**YOUR OBJECTIVE**
Search the records for "this" and copy each line that holds it.
-- Start of SUPPLIED INFORMATION --
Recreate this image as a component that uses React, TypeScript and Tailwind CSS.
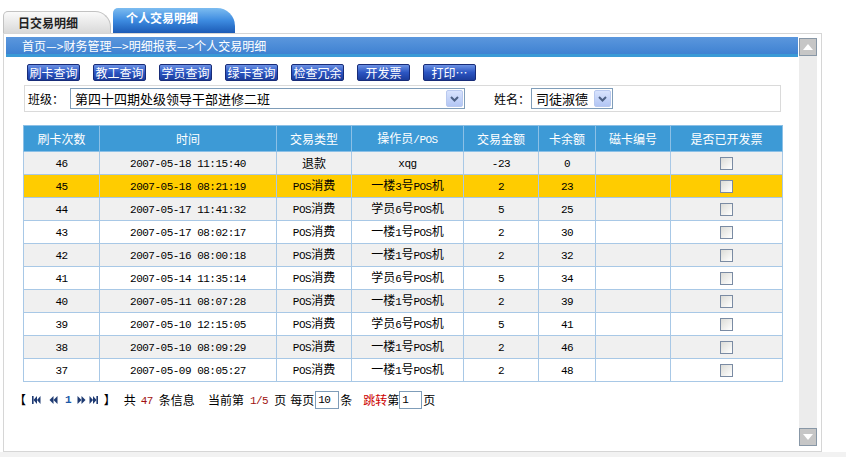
import React from 'react';

const rows = [
  ['46', '2007-05-18 11:15:40', '退款', 'xqg', '-23', '0'],
  ['45', '2007-05-18 08:21:19', 'POS消费', '一楼3号POS机', '2', '23'],
  ['44', '2007-05-17 11:41:32', 'POS消费', '学员6号POS机', '5', '25'],
  ['43', '2007-05-17 08:02:17', 'POS消费', '一楼1号POS机', '2', '30'],
  ['42', '2007-05-16 08:00:18', 'POS消费', '一楼1号POS机', '2', '32'],
  ['41', '2007-05-14 11:35:14', 'POS消费', '学员6号POS机', '5', '34'],
  ['40', '2007-05-11 08:07:28', 'POS消费', '一楼1号POS机', '2', '39'],
  ['39', '2007-05-10 12:15:05', 'POS消费', '学员6号POS机', '5', '41'],
  ['38', '2007-05-10 08:09:29', 'POS消费', '一楼1号POS机', '2', '46'],
  ['37', '2007-05-09 08:05:27', 'POS消费', '一楼1号POS机', '2', '48'],
];

const headers = ['刷卡次数', '时间', '交易类型', '操作员/POS', '交易金额', '卡余额', '磁卡编号', '是否已开发票'];
const widths = ['w-[76px]', 'w-[177px]', 'w-[75px]', 'w-[112px]', 'w-[75px]', 'w-[57px]', 'w-[75px]', 'w-[112px]'];

const buttons = ['刷卡查询', '教工查询', '学员查询', '绿卡查询', '检查冗余', '开发票', '打印…'];

// latin runs in a narrow mono face, like the old bitmap songti
function Mixed({ text }: { text: string }) {
  const parts = text.split(/([\x20-\x7e]+)/).filter(Boolean);
  return (
    <>
      {parts.map((p, i) =>
        /^[\x20-\x7e]+$/.test(p) ? (
          <span key={i} className="font-['Liberation_Mono',monospace] text-[11px] tracking-[-0.5px] whitespace-pre">
            {p}
          </span>
        ) : (
          <span key={i}>{p}</span>
        )
      )}
    </>
  );
}

function Checkbox() {
  return (
    <div className="mx-auto w-[13px] h-[13px] border border-[#7a8ba3] bg-gradient-to-br from-[#dcdcd7] to-white" />
  );
}

function ComboArrow() {
  return (
    <div className="w-[17px] h-[17px] flex items-center justify-center rounded-[2px] border border-[#b9c9ef] bg-gradient-to-b from-[#d8e3fd] to-[#b3c6f4]">
      <svg width="9" height="6" viewBox="0 0 9 6">
        <path d="M1 1 L4.5 4.5 L8 1" stroke="#4d6185" strokeWidth="2" fill="none" />
      </svg>
    </div>
  );
}

function NavIcon({ dir, bar }: { dir: 'l' | 'r'; bar: boolean }) {
  return (
    <svg width="9" height="8" viewBox="0 0 9 8">
      {dir === 'l' ? (
        <g fill="#1e3a72">
          {bar && <rect x="0" y="0" width="1.6" height="8" />}
          <path d={bar ? 'M1.5 4 L5 0 L5 8 Z' : 'M0.5 4 L4.5 0 L4.5 8 Z'} />
          <path d={bar ? 'M5 4 L8.5 0 L8.5 8 Z' : 'M4.5 4 L8.5 0 L8.5 8 Z'} />
        </g>
      ) : (
        <g fill="#1e3a72">
          <path d={bar ? 'M0.5 0 L4 4 L0.5 8 Z' : 'M0.5 0 L4.5 4 L0.5 8 Z'} />
          <path d={bar ? 'M4 0 L7.5 4 L4 8 Z' : 'M4.5 0 L8.5 4 L4.5 8 Z'} />
          {bar && <rect x="7.4" y="0" width="1.6" height="8" />}
        </g>
      )}
    </svg>
  );
}

function ScrollBtn({ up }: { up: boolean }) {
  return (
    <div className="w-[18px] h-[18px] border border-[#8897a6] bg-[#c6c6c6] flex items-center justify-center">
      <svg width="10" height="6" viewBox="0 0 10 6">
        <path d={up ? 'M0 6 L5 0 L10 6 Z' : 'M0 0 L5 6 L10 0 Z'} fill="#ffffff" />
      </svg>
    </div>
  );
}

export default function App() {
  return (
    <div className="w-[846px] h-[457px] bg-white overflow-hidden text-[12px] text-black font-['Noto_Sans_CJK_SC',sans-serif]">
      {/* Tabs */}
      <div className="h-[33px] flex items-end pl-[3px]">
        <div className="w-[108px] h-[22px] rounded-tl-[5px] rounded-tr-[16px] border border-b-0 border-[#c2c2c2] bg-gradient-to-b from-[#fafafa] to-[#d9d9d9] pl-[14px] flex items-center font-bold text-[#222] text-[12px] leading-none">
          日交易明细
        </div>
        <div className="ml-[2px] w-[122px] h-[25px] rounded-tl-[5px] rounded-tr-[18px] bg-gradient-to-b from-[#7cbcf0] via-[#3d8be0] to-[#1c5bb6] pl-[13px] pb-[6px] flex items-center font-bold text-white text-[12px] leading-none">
          个人交易明细
        </div>
      </div>

      {/* Frame */}
      <div className="ml-[3px] w-[819px] h-[419px] border border-[#d6d6d6] flex pt-[3px] pl-[2px]">
        <div className="w-[792px] flex flex-col">
          {/* Breadcrumb */}
          <div className="h-[20px] bg-gradient-to-b from-[#5b97dd] to-[#3f82d2] border-b-[3px] border-[#3a9ad6] pl-[16px] flex items-center text-white text-[12px] leading-none">
            首页—&gt;财务管理—&gt;明细报表—&gt;个人交易明细
          </div>

          {/* Buttons */}
          <div className="mt-[7px] pl-[21px] flex gap-[13px]">
            {buttons.map((b) => (
              <div
                key={b}
                className="w-[53px] h-[17px] rounded-[2px] border border-[#182c78] bg-gradient-to-b from-[#6d92e4] via-[#2c55c2] to-[#1b3c9c] text-white text-[12px] leading-none flex items-center justify-center"
              >
                {b}
              </div>
            ))}
          </div>

          {/* Filter */}
          <div className="mt-[4px] ml-[18px] w-[757px] h-[27px] border border-[#dadada] flex items-center pl-[3px]">
            <span className="w-[42px] text-[12px] whitespace-nowrap">班级：</span>
            <div className="w-[395px] h-[21px] border border-[#7f9db9] bg-white flex items-center pl-[4px] pr-[1px]">
              <span className="flex-1 text-[13px] leading-none">第四十四期处级领导干部进修二班</span>
              <ComboArrow />
            </div>
            <span className="ml-[29px] w-[37px] text-[12px] whitespace-nowrap">姓名：</span>
            <div className="w-[82px] h-[21px] border border-[#7f9db9] bg-white flex items-center pl-[4px] pr-[1px]">
              <span className="flex-1 text-[13px] leading-none">司徒淑德</span>
              <ComboArrow />
            </div>
          </div>

          {/* Table */}
          <table className="mt-[13px] ml-[17px] w-[759px] border-collapse table-fixed text-[12px]">
            <thead>
              <tr className="h-[26px] bg-[#3d9ad6] text-white">
                {headers.map((h, i) => (
                  <th key={h} className={`${widths[i]} border border-[#8cc0e6] font-normal text-center`}>
                    <Mixed text={h} />
                  </th>
                ))}
              </tr>
            </thead>
            <tbody>
              {rows.map((r, idx) => (
                <tr
                  key={r[0]}
                  className={`h-[23px] ${idx === 1 ? 'bg-[#ffcc00]' : idx % 2 === 0 ? 'bg-[#f0f0f0]' : 'bg-white'}`}
                >
                  {r.map((c, i) => (
                    <td key={i} className="border border-[#a8c8e6] text-center leading-none">
                      <Mixed text={c} />
                    </td>
                  ))}
                  <td className="border border-[#a8c8e6]" />
                  <td className="border border-[#a8c8e6]">
                    <Checkbox />
                  </td>
                </tr>
              ))}
            </tbody>
          </table>

          {/* Pagination */}
          <div className="mt-[9px] pl-[8px] h-[18px] flex items-center text-[12px] leading-none whitespace-nowrap">
            <span>【</span>
            <span className="ml-[6px]"><NavIcon dir="l" bar /></span>
            <span className="ml-[8px]"><NavIcon dir="l" bar={false} /></span>
            <span className="ml-[7px] text-[#1c5aa8] font-bold font-['Liberation_Mono',monospace] text-[11px]">1</span>
            <span className="ml-[5px]"><NavIcon dir="r" bar={false} /></span>
            <span className="ml-[3px]"><NavIcon dir="r" bar /></span>
            <span className="ml-[6px]">】</span>
            <span className="ml-[8px]">共</span>
            <span className="ml-[5px] text-[#a01010]"><Mixed text="47" /></span>
            <span className="ml-[6px]">条信息</span>
            <span className="ml-[13px]">当前第</span>
            <span className="ml-[6px] text-[#a01010]"><Mixed text="1/5" /></span>
            <span className="ml-[6px]">页</span>
            <span className="ml-[4px]">每页</span>
            <div className="ml-[1px] w-[24px] h-[18px] border border-[#7f9db9] flex items-center pl-[2px]">
              <Mixed text="10" />
            </div>
            <span className="ml-[1px]">条</span>
            <span className="ml-[11px] text-[#cc0000]">跳转</span>
            <span>第</span>
            <div className="w-[23px] h-[18px] border border-[#7f9db9] flex items-center pl-[2px]">
              <Mixed text="1" />
            </div>
            <span className="ml-[1px]">页</span>
          </div>
        </div>

        {/* Scrollbar */}
        <div className="ml-[1px] mt-[1px] w-[18px] h-[408px] bg-[#ececec] flex flex-col justify-between">
          <ScrollBtn up />
          <ScrollBtn up={false} />
        </div>
      </div>
      <div className="h-[5px] bg-[#f2f2f2]" />
    </div>
  );
}
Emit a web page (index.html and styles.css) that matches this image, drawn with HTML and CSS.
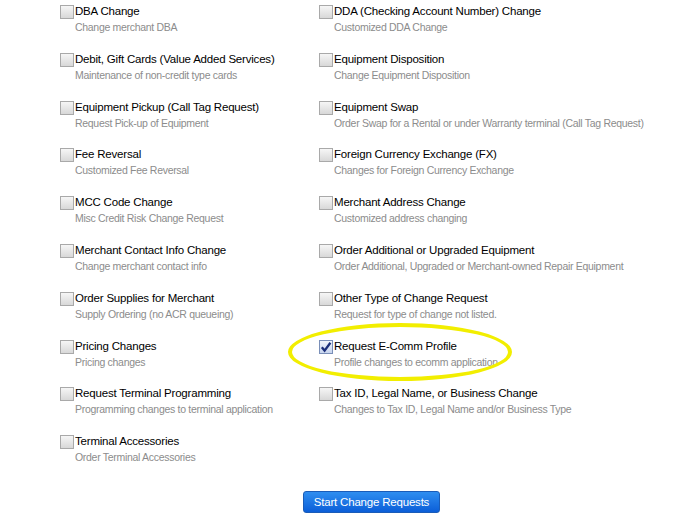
FILE: index.html
```html
<!DOCTYPE html>
<html lang="en">
<head>
    <meta charset="UTF-8">
    <meta name="viewport" content="width=device-width, initial-scale=1.0">
    <title>Change Requests</title>
    <link rel="stylesheet" href="styles.css">
</head>
<body>
    <div class="page">
        <div class="options">
            <label class="option">
                <span class="box"></span>
                <span class="text"><span class="title">DBA Change</span><span class="desc">Change merchant DBA</span></span>
            </label>
            <label class="option">
                <span class="box"></span>
                <span class="text"><span class="title">DDA (Checking Account Number) Change</span><span class="desc">Customized DDA Change</span></span>
            </label>
            <label class="option">
                <span class="box"></span>
                <span class="text"><span class="title">Debit, Gift Cards (Value Added Services)</span><span class="desc">Maintenance of non-credit type cards</span></span>
            </label>
            <label class="option">
                <span class="box"></span>
                <span class="text"><span class="title">Equipment Disposition</span><span class="desc">Change Equipment Disposition</span></span>
            </label>
            <label class="option">
                <span class="box"></span>
                <span class="text"><span class="title">Equipment Pickup (Call Tag Request)</span><span class="desc">Request Pick-up of Equipment</span></span>
            </label>
            <label class="option">
                <span class="box"></span>
                <span class="text"><span class="title">Equipment Swap</span><span class="desc">Order Swap for a Rental or under Warranty terminal (Call Tag Request)</span></span>
            </label>
            <label class="option">
                <span class="box"></span>
                <span class="text"><span class="title">Fee Reversal</span><span class="desc">Customized Fee Reversal</span></span>
            </label>
            <label class="option">
                <span class="box"></span>
                <span class="text"><span class="title">Foreign Currency Exchange (FX)</span><span class="desc">Changes for Foreign Currency Exchange</span></span>
            </label>
            <label class="option">
                <span class="box"></span>
                <span class="text"><span class="title">MCC Code Change</span><span class="desc">Misc Credit Risk Change Request</span></span>
            </label>
            <label class="option">
                <span class="box"></span>
                <span class="text"><span class="title">Merchant Address Change</span><span class="desc">Customized address changing</span></span>
            </label>
            <label class="option">
                <span class="box"></span>
                <span class="text"><span class="title">Merchant Contact Info Change</span><span class="desc">Change merchant contact info</span></span>
            </label>
            <label class="option">
                <span class="box"></span>
                <span class="text"><span class="title">Order Additional or Upgraded Equipment</span><span class="desc">Order Additional, Upgraded or Merchant-owned Repair Equipment</span></span>
            </label>
            <label class="option">
                <span class="box"></span>
                <span class="text"><span class="title">Order Supplies for Merchant</span><span class="desc">Supply Ordering (no ACR queueing)</span></span>
            </label>
            <label class="option">
                <span class="box"></span>
                <span class="text"><span class="title">Other Type of Change Request</span><span class="desc">Request for type of change not listed.</span></span>
            </label>
            <label class="option">
                <span class="box"></span>
                <span class="text"><span class="title">Pricing Changes</span><span class="desc">Pricing changes</span></span>
            </label>
            <label class="option highlighted">
                <span class="box checked">
                    <svg width="12" height="12" viewBox="0 0 12 12"><path d="M1.8 6.2 L4.6 9.6 L10.4 1.8" fill="none" stroke="#1b2f7a" stroke-width="2.3"/></svg>
                </span>
                <span class="text"><span class="title">Request E-Comm Profile</span><span class="desc">Profile changes to ecomm application</span></span>
                <span class="ring"></span>
            </label>
            <label class="option">
                <span class="box"></span>
                <span class="text"><span class="title">Request Terminal Programming</span><span class="desc">Programming changes to terminal application</span></span>
            </label>
            <label class="option">
                <span class="box"></span>
                <span class="text"><span class="title">Tax ID, Legal Name, or Business Change</span><span class="desc">Changes to Tax ID, Legal Name and/or Business Type</span></span>
            </label>
            <label class="option">
                <span class="box"></span>
                <span class="text"><span class="title">Terminal Accessories</span><span class="desc">Order Terminal Accessories</span></span>
            </label>
        </div>
        <div class="actions">
            <button class="start-btn">Start Change Requests</button>
        </div>
    </div>
</body>
</html>
```

FILE: styles.css
```css
body {
    margin: 0;
    background-color: #ffffff;
    font-family: "Liberation Sans", Arial, sans-serif;
    color: #000000;
}
.page {
    padding: 5px 0 0 60px;
}
.options {
    display: grid;
    grid-template-columns: 259px 1fr;
    grid-auto-rows: 47.8px;
}
.option {
    position: relative;
    display: flex;
    align-items: flex-start;
    gap: 1px;
}
.box {
    width: 12px;
    height: 12px;
    border: 1px solid #a9a9a9;
    background: linear-gradient(to bottom, #f6f6f6, #d8d8d8);
    flex-shrink: 0;
    display: flex;
    align-items: center;
    justify-content: center;
}
.box.checked {
    border-color: #7a8fb8;
    background: linear-gradient(to bottom, #f0f4fb, #c8d5ee);
}
.text {
    display: flex;
    flex-direction: column;
}
.title {
    font-size: 11.5px;
    line-height: 12px;
    letter-spacing: -0.2px;
}
.desc {
    font-size: 10.5px;
    line-height: 14px;
    margin-top: 3px;
    letter-spacing: -0.3px;
    color: #8c8c8c;
}
.ring {
    position: absolute;
    left: -31px;
    top: -17px;
    width: 216px;
    height: 50px;
    border: 4px solid #f2ee00;
    border-radius: 50%;
    pointer-events: none;
}
.actions {
    display: flex;
    padding: 8px 0 0 243px;
}
.start-btn {
    width: 137px;
    height: 22px;
    border: 1px solid #1a5cb8;
    border-radius: 3px;
    background: linear-gradient(to bottom, #2f8ef0, #0b5ed8);
    color: #ffffff;
    font-family: "Liberation Sans", Arial, sans-serif;
    font-size: 11.5px;
    letter-spacing: -0.2px;
    padding: 0;
    cursor: pointer;
}
```
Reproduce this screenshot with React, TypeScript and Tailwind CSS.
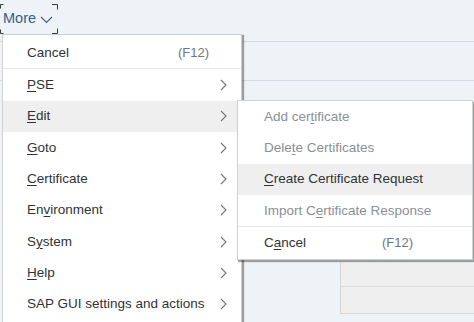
import React from "react";

const FONT = { fontFamily: '"Liberation Sans", Arial, sans-serif' };

function Chevron() {
  return (
    <svg width="7" height="12" viewBox="0 0 7 12" className="shrink-0">
      <path d="M1 1 L6 6 L1 11" fill="none" stroke="#6f767e" strokeWidth="1.1" />
    </svg>
  );
}

type Item = {
  label: React.ReactNode;
  shortcut?: string;
  sub?: boolean;
  active?: boolean;
  disabled?: boolean;
  sepAfter?: boolean;
};

function U({ children }: { children: React.ReactNode }) {
  return <span className="underline underline-offset-2 decoration-1">{children}</span>;
}

const mainItems: Item[] = [
  { label: "Cancel", shortcut: "(F12)", sepAfter: true },
  { label: <><U>P</U>SE</>, sub: true },
  { label: <><U>E</U>dit</>, sub: true, active: true },
  { label: <><U>G</U>oto</>, sub: true },
  { label: <><U>C</U>ertificate</>, sub: true },
  { label: <>En<U>v</U>ironment</>, sub: true },
  { label: <>S<U>y</U>stem</>, sub: true },
  { label: <><U>H</U>elp</>, sub: true },
  { label: "SAP GUI settings and actions", sub: true },
];

const subItems: Item[] = [
  { label: <>Add cer<U>t</U>ificate</>, disabled: true },
  { label: <>Dele<U>t</U>e Certificates</>, disabled: true },
  { label: <><U>C</U>reate Certificate Request</>, active: true },
  { label: <>Import C<U>e</U>rtificate Response</>, disabled: true, sepAfter: true },
  { label: <>C<U>a</U>ncel</>, shortcut: "(F12)" },
];

export default function App() {
  return (
    <div
      className="relative w-[474px] h-[322px] overflow-hidden bg-[#eef3f8] text-[#2f3337]"
      style={FONT}
    >
      {/* Background page */}
      <div className="flex flex-col h-full">
        <div className="h-[34px] flex items-center">
          <div className="relative h-[30px] mt-[4px] w-[58px] flex items-center pl-[3px] gap-[4px] text-[14.5px] text-[#356089]">
            <span>More</span>
            <svg width="13" height="8" viewBox="0 0 13 8" className="mt-[1px]">
              <path d="M1 1 L6.5 6.5 L12 1" fill="none" stroke="#356089" strokeWidth="1.1" />
            </svg>
            <svg
              width="58"
              height="30"
              viewBox="0 0 58 30"
              className="absolute left-0 top-0 pointer-events-none"
            >
              <path
                d="M0.5 4.5 V0.5 H3.5 M52 0.5 H57.5 V5.5 M57.5 24.5 V29.5 H52 M3.5 29.5 H0.5 V25.5"
                fill="none"
                stroke="#3a3a3a"
                strokeWidth="1"
              />
            </svg>
          </div>
        </div>
        <div className="mt-[7px] border-t border-[#d3d9df] h-[39px]" />
        <div className="border-t border-[#d3d9df] flex-1 flex flex-col">
          <div className="h-[181px]" />
          <div className="ml-[340px] h-[52px] bg-[#efefef] border-l border-b border-[#d6d6d6] flex flex-col">
            <div className="h-[25px] border-b border-[#dcdcdc]" />
          </div>
        </div>
      </div>

      {/* Main menu */}
      <div className="absolute left-[2px] top-[34px] w-[240px] h-[300px] bg-white border border-[#d0d0d0] shadow-[2px_1px_1px_rgba(0,0,0,0.35)] pt-[2px]">
        {mainItems.map((it, i) => (
          <React.Fragment key={i}>
            <div
              className={`h-[31.33px] flex items-center pl-[24px] pr-[14px] text-[13.5px] whitespace-nowrap ${
                it.active ? "bg-[#efefef]" : ""
              }`}
            >
              <span className="flex-1">{it.label}</span>
              {it.shortcut && (
                <span className="mr-[18px] text-[#6f767e] text-[13px]">{it.shortcut}</span>
              )}
              {it.sub && <Chevron />}
            </div>
            {it.sepAfter && <div className="h-px bg-[#e8e8e8]" />}
          </React.Fragment>
        ))}
      </div>

      {/* Submenu */}
      <div className="absolute left-[237px] top-[100px] w-[236px] bg-white border border-[#d0d0d0] shadow-[1px_2px_1px_rgba(0,0,0,0.35)]">
        {subItems.map((it, i) => (
          <React.Fragment key={i}>
            <div
              className={`h-[31.33px] flex items-center pl-[26px] pr-[14px] text-[13.5px] whitespace-nowrap ${
                it.active ? "bg-[#efefef]" : ""
              } ${it.disabled ? "text-[#8a9096]" : ""}`}
            >
              <span className="flex-1">{it.label}</span>
              {it.shortcut && (
                <span className="mr-[45px] text-[#6f767e] text-[13px]">{it.shortcut}</span>
              )}
            </div>
            {it.sepAfter && <div className="h-px bg-[#e8e8e8]" />}
          </React.Fragment>
        ))}
      </div>
    </div>
  );
}
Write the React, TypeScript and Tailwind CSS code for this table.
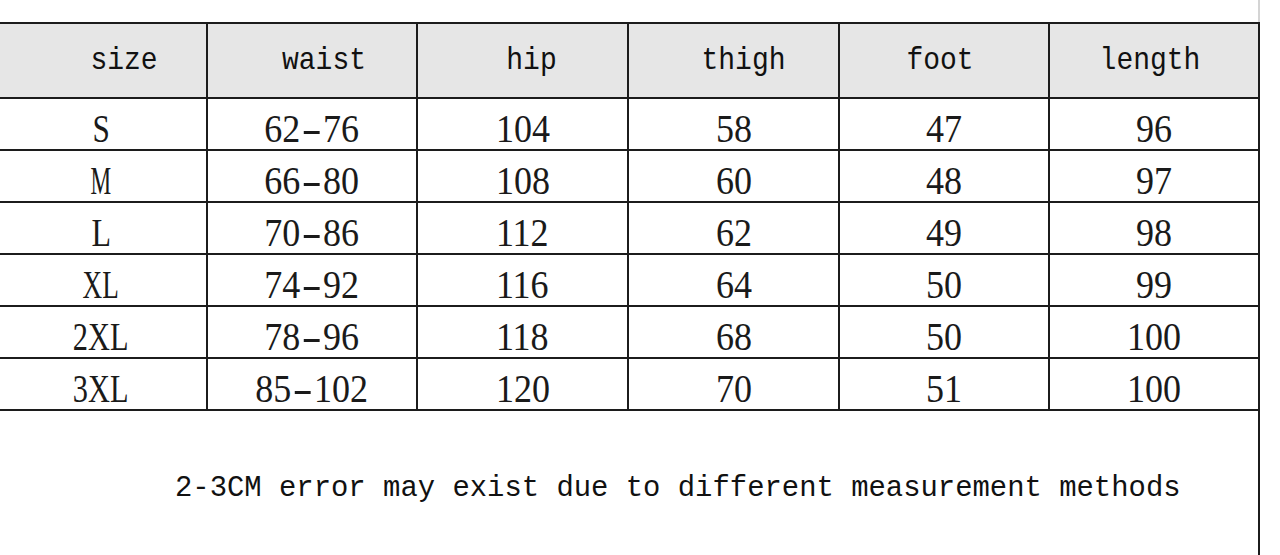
-- End of SUPPLIED INFORMATION --
**PROBLEM SOLUTION**
Recreate this image as a component that uses React, TypeScript and Tailwind CSS.
Emit a web page (index.html and styles.css) that matches this image, drawn with HTML and CSS.
Reproduce this screenshot with React, TypeScript and Tailwind CSS.
Write the React, TypeScript and Tailwind CSS code for this table.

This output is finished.